**Your objective**
Report how many lines below contain the word "React". Give only the number.

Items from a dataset
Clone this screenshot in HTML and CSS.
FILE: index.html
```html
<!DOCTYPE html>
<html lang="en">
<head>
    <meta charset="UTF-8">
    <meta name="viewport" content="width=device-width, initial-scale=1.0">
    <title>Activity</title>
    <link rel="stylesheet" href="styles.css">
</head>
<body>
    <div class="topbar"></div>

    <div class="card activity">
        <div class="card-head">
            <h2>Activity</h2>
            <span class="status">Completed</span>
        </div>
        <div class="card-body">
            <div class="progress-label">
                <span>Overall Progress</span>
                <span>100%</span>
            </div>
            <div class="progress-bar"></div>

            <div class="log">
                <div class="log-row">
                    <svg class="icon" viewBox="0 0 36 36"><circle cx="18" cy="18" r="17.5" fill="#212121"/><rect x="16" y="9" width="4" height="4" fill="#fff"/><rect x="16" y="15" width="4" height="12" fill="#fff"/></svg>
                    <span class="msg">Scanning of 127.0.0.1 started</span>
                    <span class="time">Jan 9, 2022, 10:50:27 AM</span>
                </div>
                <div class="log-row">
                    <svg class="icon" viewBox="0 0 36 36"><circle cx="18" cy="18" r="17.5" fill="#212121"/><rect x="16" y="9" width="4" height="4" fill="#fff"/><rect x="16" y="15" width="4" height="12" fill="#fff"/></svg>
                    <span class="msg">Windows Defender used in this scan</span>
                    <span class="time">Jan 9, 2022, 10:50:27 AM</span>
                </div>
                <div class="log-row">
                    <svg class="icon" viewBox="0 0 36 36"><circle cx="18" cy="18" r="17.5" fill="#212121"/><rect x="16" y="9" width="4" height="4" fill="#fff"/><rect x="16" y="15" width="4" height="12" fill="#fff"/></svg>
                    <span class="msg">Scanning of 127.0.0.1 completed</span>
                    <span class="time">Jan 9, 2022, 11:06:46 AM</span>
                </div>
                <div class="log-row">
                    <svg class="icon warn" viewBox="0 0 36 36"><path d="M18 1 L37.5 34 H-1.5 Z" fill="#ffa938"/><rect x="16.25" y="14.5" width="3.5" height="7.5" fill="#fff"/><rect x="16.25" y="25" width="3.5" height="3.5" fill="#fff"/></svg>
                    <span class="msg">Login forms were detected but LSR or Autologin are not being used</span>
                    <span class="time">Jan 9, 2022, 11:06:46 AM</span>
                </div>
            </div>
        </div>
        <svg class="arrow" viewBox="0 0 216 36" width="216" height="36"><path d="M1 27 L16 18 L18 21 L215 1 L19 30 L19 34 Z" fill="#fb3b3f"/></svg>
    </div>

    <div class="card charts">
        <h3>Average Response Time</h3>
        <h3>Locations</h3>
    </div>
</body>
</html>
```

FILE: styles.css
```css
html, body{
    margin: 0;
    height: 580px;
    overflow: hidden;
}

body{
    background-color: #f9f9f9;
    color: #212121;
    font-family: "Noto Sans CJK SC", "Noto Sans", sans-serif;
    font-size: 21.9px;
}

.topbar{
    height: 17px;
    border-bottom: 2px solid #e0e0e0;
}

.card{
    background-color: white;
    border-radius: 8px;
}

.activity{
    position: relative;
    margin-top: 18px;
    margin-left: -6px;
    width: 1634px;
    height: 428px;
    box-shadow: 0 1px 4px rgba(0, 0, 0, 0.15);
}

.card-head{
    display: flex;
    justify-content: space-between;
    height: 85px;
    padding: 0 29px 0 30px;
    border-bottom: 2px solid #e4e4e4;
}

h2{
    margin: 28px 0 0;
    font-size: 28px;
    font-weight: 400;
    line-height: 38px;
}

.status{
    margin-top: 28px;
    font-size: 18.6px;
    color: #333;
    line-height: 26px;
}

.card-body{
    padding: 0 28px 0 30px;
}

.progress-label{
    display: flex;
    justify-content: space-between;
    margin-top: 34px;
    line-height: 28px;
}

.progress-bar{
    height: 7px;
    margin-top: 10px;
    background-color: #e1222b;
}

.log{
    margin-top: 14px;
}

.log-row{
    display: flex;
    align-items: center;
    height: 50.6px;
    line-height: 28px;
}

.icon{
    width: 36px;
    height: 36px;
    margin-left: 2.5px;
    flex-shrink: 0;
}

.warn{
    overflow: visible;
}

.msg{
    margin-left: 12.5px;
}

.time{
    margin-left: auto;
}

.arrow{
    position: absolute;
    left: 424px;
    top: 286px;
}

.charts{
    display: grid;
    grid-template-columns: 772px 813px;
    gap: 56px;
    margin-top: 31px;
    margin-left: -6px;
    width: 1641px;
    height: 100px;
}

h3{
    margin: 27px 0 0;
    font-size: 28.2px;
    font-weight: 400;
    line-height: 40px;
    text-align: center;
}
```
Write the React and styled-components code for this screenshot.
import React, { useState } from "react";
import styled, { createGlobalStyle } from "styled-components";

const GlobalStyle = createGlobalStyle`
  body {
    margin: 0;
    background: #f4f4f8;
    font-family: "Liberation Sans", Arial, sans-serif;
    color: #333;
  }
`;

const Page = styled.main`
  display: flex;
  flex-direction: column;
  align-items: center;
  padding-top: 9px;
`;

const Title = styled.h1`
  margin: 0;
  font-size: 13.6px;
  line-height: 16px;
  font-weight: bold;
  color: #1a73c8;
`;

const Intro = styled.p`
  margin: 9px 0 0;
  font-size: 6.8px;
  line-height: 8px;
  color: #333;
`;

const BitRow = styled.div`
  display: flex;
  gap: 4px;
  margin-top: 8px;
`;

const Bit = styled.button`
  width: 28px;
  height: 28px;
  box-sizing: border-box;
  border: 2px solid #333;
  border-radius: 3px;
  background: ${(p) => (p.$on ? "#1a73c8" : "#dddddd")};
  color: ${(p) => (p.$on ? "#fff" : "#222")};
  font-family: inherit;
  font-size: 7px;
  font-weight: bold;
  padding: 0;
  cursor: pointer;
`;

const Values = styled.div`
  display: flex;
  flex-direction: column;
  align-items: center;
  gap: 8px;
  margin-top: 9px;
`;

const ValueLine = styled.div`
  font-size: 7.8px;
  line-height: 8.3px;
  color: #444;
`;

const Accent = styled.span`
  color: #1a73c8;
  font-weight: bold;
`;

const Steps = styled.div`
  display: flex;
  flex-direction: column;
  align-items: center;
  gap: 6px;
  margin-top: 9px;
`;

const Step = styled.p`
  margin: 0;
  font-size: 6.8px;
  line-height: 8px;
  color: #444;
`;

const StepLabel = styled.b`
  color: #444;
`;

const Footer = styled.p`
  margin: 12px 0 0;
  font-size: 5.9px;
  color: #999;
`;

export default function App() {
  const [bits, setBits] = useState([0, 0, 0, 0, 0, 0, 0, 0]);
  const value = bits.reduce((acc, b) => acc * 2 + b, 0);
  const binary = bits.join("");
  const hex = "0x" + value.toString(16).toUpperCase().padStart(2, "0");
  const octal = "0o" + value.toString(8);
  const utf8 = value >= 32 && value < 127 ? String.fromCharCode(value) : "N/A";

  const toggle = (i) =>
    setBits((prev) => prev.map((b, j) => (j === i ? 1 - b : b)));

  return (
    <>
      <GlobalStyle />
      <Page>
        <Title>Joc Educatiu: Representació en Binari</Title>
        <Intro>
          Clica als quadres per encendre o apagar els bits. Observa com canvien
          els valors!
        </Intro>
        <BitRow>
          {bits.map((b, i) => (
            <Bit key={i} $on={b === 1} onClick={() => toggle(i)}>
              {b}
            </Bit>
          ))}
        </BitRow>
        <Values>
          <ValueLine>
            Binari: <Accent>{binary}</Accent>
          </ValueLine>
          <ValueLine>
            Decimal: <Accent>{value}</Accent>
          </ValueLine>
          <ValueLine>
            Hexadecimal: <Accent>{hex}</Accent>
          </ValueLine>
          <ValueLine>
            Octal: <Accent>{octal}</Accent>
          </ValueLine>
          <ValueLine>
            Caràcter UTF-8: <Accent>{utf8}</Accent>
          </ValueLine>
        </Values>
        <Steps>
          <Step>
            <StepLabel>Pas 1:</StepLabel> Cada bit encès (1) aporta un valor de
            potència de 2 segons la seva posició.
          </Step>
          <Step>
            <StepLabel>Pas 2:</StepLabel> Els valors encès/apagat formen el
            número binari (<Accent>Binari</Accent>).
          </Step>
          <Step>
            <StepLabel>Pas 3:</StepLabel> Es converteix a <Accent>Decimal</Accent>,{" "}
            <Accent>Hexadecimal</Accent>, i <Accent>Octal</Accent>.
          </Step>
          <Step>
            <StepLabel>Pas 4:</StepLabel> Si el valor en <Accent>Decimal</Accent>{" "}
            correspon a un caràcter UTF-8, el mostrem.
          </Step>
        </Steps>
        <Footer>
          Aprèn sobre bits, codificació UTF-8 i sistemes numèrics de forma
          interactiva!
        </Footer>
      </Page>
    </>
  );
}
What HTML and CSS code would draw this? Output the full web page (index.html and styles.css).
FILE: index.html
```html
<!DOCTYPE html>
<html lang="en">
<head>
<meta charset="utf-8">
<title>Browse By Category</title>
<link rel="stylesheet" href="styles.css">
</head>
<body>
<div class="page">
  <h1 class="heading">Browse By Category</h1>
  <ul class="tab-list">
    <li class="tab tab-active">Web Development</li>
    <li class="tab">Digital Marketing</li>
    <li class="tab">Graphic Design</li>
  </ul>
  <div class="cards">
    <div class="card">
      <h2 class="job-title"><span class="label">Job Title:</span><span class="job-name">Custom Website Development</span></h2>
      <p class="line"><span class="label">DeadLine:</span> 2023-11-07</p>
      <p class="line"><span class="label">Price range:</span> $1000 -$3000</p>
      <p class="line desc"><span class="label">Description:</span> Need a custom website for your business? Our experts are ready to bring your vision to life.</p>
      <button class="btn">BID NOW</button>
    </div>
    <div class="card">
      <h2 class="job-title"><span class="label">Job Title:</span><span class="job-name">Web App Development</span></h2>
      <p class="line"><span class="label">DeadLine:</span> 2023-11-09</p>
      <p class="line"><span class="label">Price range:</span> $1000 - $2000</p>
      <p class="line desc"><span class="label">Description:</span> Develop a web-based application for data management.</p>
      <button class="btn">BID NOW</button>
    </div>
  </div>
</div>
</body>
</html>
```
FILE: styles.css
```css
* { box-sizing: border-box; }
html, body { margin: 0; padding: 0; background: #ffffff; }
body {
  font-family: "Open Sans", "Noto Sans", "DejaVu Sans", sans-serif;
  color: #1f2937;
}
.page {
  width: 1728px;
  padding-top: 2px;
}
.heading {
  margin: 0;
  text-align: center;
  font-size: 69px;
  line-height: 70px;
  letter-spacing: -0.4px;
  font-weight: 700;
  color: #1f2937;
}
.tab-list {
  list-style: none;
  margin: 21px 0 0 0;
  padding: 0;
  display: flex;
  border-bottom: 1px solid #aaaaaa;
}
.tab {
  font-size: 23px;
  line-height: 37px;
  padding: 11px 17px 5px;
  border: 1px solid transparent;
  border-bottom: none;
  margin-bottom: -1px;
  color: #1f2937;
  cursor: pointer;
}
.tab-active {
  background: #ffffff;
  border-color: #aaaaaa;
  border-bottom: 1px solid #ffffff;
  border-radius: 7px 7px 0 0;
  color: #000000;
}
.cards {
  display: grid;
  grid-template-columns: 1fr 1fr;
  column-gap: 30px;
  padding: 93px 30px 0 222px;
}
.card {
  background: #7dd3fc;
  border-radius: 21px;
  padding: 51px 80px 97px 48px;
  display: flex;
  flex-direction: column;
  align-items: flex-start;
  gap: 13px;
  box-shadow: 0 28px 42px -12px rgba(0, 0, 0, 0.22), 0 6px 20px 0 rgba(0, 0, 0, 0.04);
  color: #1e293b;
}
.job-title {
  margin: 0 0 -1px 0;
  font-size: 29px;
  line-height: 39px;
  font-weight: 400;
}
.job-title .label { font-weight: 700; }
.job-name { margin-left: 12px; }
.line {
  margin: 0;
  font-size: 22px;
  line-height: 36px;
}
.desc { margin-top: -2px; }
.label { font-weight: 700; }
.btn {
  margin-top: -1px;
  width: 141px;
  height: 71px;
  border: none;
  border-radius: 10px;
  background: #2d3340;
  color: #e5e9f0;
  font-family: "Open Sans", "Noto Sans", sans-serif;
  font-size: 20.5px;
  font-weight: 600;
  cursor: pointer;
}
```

**In response**
2